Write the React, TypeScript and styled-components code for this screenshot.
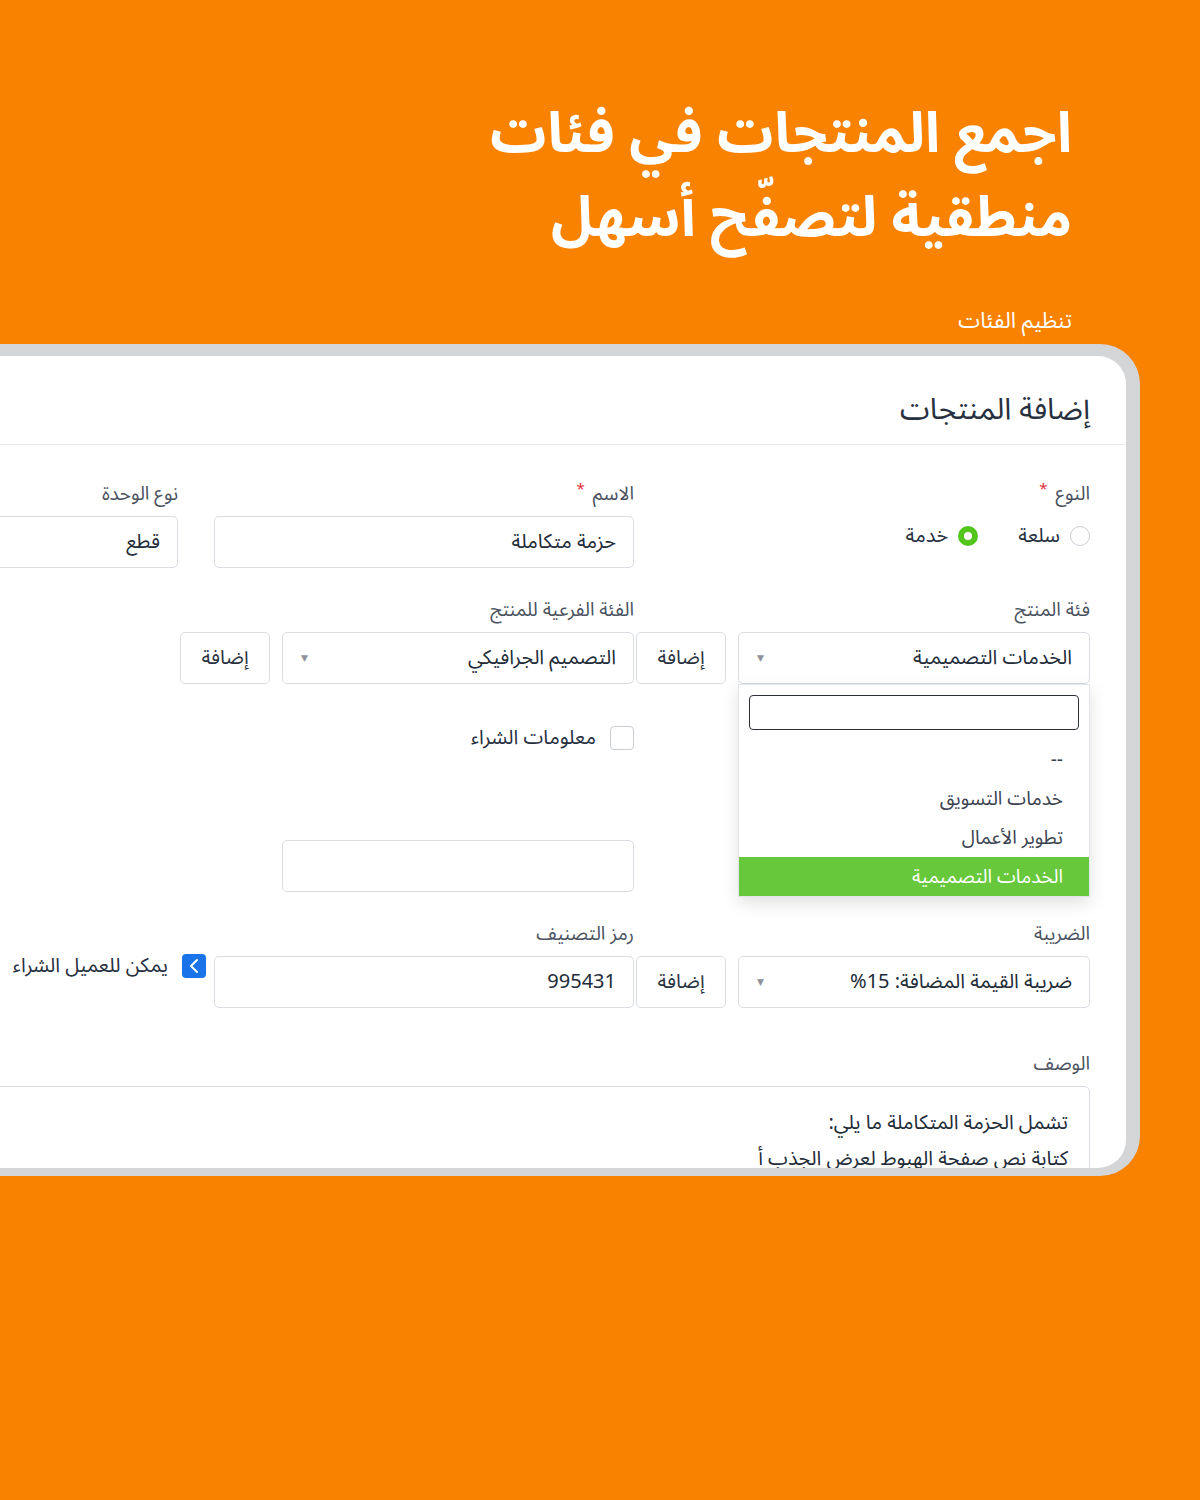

^^^^^^^^

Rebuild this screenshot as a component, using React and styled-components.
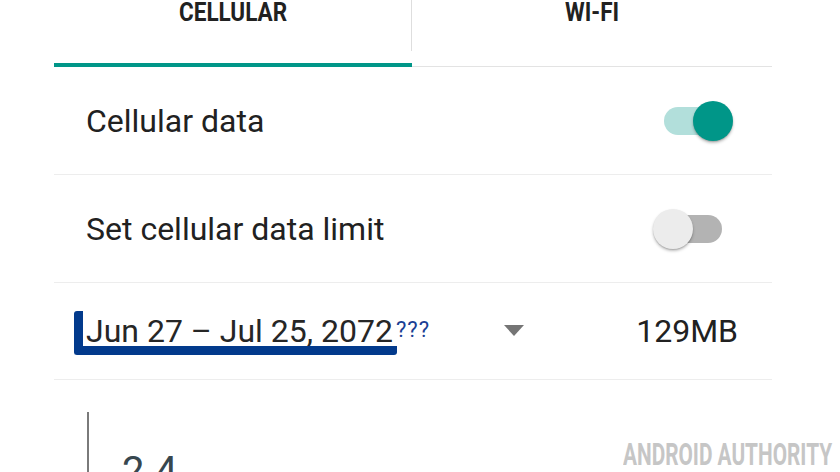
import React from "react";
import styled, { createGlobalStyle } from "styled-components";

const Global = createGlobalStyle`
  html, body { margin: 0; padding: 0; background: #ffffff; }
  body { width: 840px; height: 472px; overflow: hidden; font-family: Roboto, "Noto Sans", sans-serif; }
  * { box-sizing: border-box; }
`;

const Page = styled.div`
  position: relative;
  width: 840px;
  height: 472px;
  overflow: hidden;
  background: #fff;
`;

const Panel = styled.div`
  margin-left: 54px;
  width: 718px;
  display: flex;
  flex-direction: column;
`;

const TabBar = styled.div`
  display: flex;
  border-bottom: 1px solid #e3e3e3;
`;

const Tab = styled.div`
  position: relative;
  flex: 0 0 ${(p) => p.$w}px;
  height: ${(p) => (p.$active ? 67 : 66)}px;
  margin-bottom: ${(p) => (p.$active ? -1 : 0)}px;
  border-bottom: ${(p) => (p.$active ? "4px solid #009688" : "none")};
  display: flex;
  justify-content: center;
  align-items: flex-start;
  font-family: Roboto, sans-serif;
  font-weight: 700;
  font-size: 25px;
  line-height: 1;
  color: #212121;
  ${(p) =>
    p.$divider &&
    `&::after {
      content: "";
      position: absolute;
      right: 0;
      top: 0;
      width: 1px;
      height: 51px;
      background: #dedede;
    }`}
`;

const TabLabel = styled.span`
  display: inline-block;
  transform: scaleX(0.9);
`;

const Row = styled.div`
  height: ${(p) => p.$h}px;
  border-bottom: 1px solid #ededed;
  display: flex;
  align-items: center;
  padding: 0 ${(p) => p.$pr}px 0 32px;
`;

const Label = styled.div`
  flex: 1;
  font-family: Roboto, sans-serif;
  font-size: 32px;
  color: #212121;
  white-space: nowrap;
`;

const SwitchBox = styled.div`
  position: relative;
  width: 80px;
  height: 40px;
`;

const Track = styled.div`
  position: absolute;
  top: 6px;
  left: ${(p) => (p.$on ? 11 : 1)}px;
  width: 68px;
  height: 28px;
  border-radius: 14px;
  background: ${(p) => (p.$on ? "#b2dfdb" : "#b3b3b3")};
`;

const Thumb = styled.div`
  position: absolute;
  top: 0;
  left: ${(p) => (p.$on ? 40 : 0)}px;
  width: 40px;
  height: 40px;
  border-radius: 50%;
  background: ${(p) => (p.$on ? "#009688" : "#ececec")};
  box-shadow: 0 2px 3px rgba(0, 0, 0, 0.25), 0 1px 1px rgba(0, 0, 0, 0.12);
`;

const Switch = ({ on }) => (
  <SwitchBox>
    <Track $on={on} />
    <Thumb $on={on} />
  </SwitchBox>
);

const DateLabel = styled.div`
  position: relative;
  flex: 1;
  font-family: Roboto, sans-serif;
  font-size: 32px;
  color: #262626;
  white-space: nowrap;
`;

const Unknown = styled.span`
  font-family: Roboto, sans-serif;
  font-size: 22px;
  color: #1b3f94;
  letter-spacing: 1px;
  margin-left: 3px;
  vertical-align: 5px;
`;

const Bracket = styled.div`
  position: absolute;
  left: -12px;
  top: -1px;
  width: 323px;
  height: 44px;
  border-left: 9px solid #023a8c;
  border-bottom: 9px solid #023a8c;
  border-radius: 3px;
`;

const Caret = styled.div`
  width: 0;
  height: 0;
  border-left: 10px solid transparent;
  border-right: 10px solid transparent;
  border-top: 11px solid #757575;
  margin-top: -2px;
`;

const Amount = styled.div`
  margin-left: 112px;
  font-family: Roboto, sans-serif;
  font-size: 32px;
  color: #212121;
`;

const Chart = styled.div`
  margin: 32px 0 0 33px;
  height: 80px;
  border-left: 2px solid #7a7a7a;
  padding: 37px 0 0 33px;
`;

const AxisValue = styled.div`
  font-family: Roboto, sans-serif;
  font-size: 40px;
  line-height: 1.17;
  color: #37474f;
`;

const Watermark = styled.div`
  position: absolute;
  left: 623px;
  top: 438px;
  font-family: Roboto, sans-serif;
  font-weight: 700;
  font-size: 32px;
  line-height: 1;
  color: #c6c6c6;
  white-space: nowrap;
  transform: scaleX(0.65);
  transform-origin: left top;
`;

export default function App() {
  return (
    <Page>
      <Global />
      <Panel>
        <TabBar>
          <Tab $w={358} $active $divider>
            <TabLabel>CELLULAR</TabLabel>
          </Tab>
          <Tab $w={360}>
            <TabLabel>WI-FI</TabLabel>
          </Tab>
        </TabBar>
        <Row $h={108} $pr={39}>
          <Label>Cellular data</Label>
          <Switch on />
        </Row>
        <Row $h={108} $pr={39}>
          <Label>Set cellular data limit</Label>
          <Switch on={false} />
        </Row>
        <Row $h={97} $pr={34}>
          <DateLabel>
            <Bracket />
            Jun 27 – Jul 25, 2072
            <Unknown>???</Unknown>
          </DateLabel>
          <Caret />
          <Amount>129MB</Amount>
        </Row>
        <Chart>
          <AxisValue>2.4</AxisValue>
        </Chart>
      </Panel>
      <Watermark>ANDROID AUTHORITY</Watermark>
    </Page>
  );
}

^^^^^^^^

What you have to do: From the data above, count the lines where "this" occurs and give that figure and nothing else.

Problem solution: 2